Find the word "this" in the data. Return every line where it appears.

-- START OF MATERIAL SHOWN --

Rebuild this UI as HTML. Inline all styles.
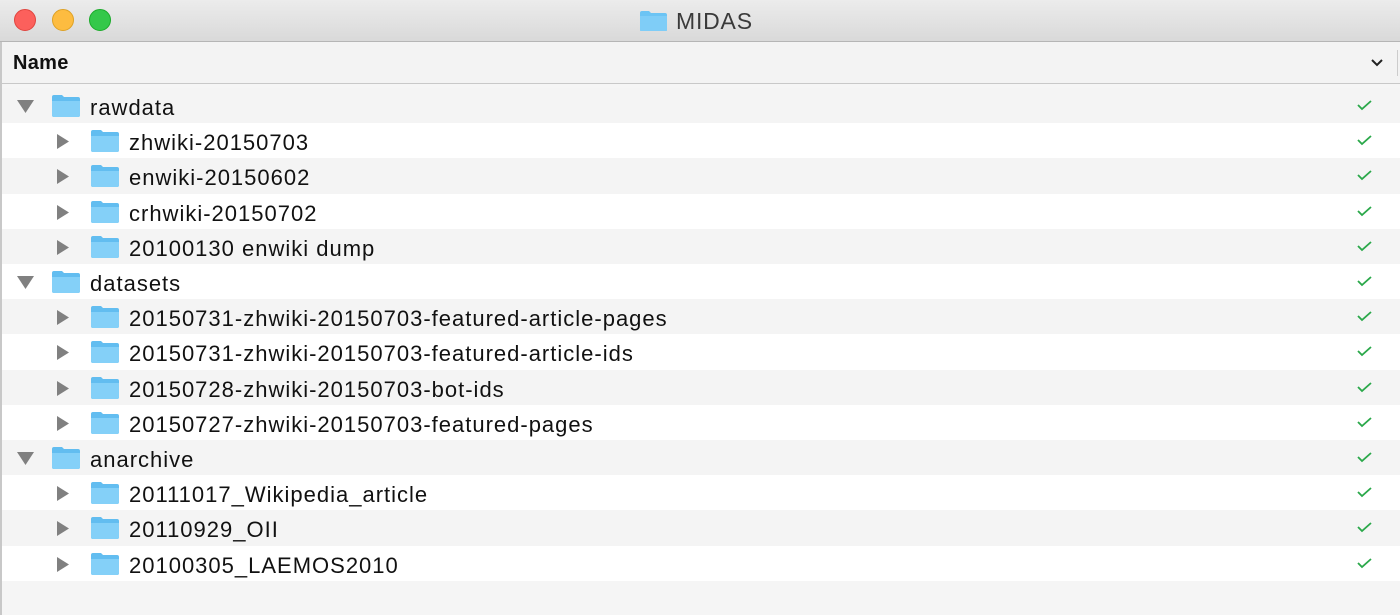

-- END OF MATERIAL SHOWN --
-- START OF MATERIAL SHOWN --

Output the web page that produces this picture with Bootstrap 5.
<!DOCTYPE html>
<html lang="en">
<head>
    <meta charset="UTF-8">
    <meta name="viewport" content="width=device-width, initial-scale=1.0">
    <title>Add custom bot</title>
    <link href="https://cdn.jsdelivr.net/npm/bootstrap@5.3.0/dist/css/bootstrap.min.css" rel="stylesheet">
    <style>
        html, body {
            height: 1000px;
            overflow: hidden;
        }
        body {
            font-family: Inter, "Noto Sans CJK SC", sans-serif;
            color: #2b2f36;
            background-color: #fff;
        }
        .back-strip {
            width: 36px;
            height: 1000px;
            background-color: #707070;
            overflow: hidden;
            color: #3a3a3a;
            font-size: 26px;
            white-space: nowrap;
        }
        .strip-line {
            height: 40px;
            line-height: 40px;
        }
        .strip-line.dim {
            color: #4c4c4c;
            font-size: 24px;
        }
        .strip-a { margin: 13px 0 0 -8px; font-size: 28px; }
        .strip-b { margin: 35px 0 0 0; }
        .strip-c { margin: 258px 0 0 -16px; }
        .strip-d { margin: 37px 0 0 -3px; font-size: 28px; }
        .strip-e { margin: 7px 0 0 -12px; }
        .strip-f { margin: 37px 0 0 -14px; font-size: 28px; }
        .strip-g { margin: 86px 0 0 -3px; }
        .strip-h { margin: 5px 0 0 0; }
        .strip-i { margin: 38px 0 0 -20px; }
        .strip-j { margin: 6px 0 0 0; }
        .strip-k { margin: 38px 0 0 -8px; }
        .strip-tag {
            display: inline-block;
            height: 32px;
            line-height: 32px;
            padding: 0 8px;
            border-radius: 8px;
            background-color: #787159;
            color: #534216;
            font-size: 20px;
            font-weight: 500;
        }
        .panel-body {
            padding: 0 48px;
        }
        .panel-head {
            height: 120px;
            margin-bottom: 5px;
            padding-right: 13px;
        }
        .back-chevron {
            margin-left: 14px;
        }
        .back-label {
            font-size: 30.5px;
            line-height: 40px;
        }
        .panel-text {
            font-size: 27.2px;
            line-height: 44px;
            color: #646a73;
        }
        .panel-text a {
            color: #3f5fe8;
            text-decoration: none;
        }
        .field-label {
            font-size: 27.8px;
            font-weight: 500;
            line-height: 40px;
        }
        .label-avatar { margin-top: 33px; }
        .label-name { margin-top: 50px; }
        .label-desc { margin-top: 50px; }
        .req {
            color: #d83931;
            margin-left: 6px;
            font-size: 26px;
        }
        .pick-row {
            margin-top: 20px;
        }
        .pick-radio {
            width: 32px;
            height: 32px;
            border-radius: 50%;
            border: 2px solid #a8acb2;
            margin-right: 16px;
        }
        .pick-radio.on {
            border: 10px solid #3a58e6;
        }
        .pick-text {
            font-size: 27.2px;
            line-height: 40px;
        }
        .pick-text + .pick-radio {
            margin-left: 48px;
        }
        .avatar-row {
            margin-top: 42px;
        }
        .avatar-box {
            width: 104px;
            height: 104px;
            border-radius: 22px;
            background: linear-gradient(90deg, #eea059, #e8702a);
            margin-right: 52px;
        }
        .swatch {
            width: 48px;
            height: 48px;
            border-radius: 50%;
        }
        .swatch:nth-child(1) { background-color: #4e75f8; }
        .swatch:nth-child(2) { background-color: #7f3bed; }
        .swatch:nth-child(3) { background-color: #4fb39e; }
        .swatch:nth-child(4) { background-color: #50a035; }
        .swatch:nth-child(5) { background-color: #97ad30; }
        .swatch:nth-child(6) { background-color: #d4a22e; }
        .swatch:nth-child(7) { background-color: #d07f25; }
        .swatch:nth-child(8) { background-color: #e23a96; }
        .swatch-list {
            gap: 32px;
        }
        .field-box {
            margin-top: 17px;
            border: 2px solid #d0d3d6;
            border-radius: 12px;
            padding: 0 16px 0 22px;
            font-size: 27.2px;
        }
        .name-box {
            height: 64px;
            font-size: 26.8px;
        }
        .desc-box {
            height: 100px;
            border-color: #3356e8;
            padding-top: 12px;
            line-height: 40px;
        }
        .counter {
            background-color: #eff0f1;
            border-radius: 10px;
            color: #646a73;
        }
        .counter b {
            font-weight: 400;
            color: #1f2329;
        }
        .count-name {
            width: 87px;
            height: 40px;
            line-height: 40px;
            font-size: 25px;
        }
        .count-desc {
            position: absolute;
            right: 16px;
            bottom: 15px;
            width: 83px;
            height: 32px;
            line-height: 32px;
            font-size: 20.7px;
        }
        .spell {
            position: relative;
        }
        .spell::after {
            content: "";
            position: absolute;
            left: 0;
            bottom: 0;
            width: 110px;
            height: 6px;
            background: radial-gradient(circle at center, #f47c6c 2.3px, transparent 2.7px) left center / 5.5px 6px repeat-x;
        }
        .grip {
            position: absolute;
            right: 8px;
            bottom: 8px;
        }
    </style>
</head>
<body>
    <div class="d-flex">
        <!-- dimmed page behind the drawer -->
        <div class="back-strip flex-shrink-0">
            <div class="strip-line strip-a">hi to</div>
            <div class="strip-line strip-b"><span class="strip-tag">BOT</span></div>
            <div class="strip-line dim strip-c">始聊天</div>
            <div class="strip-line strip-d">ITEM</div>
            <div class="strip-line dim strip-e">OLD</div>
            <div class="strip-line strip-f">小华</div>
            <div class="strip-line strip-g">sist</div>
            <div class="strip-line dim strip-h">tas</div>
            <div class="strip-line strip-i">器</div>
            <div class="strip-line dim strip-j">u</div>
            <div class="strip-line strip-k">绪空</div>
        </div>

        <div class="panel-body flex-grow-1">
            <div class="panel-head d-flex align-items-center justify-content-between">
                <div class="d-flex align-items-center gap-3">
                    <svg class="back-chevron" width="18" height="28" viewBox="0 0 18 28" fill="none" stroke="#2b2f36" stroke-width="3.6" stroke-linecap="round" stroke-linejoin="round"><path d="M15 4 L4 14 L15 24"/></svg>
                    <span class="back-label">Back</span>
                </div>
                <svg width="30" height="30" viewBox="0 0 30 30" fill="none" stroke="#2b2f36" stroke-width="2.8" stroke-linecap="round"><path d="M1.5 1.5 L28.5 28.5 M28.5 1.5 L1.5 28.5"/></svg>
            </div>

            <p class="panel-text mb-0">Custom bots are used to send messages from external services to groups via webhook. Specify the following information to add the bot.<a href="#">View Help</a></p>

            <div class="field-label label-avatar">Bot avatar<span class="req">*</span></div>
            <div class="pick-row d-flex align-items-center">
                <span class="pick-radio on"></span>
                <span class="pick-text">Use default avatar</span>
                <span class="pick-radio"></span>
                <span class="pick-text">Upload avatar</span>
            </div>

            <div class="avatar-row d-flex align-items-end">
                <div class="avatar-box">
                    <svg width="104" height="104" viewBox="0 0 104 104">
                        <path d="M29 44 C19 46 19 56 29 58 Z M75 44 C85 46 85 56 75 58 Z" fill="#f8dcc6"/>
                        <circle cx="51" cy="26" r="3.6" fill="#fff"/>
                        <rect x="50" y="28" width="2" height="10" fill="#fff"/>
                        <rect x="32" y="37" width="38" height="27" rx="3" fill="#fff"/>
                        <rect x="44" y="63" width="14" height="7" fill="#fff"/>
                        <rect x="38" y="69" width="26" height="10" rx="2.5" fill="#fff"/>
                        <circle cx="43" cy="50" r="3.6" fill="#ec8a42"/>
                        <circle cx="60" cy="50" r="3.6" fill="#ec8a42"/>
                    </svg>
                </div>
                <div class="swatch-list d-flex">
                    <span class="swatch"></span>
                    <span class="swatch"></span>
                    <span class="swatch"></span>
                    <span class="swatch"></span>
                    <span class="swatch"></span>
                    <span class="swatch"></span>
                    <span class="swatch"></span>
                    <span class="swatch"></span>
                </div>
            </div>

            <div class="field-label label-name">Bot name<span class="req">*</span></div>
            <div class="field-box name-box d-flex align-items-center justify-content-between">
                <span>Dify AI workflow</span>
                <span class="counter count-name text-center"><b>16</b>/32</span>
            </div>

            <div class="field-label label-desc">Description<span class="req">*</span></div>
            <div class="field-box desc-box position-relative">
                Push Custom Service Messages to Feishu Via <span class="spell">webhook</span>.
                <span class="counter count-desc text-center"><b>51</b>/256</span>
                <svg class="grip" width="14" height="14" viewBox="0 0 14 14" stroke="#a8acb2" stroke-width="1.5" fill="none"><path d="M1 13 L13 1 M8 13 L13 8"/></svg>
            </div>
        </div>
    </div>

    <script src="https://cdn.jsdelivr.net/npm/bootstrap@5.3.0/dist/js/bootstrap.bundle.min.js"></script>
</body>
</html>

-- END OF MATERIAL SHOWN --

→ **REPLY TO THE EXERCISE**:
Rebuild this UI as HTML. Inline all styles.
Output the web page that produces this picture with Bootstrap 5.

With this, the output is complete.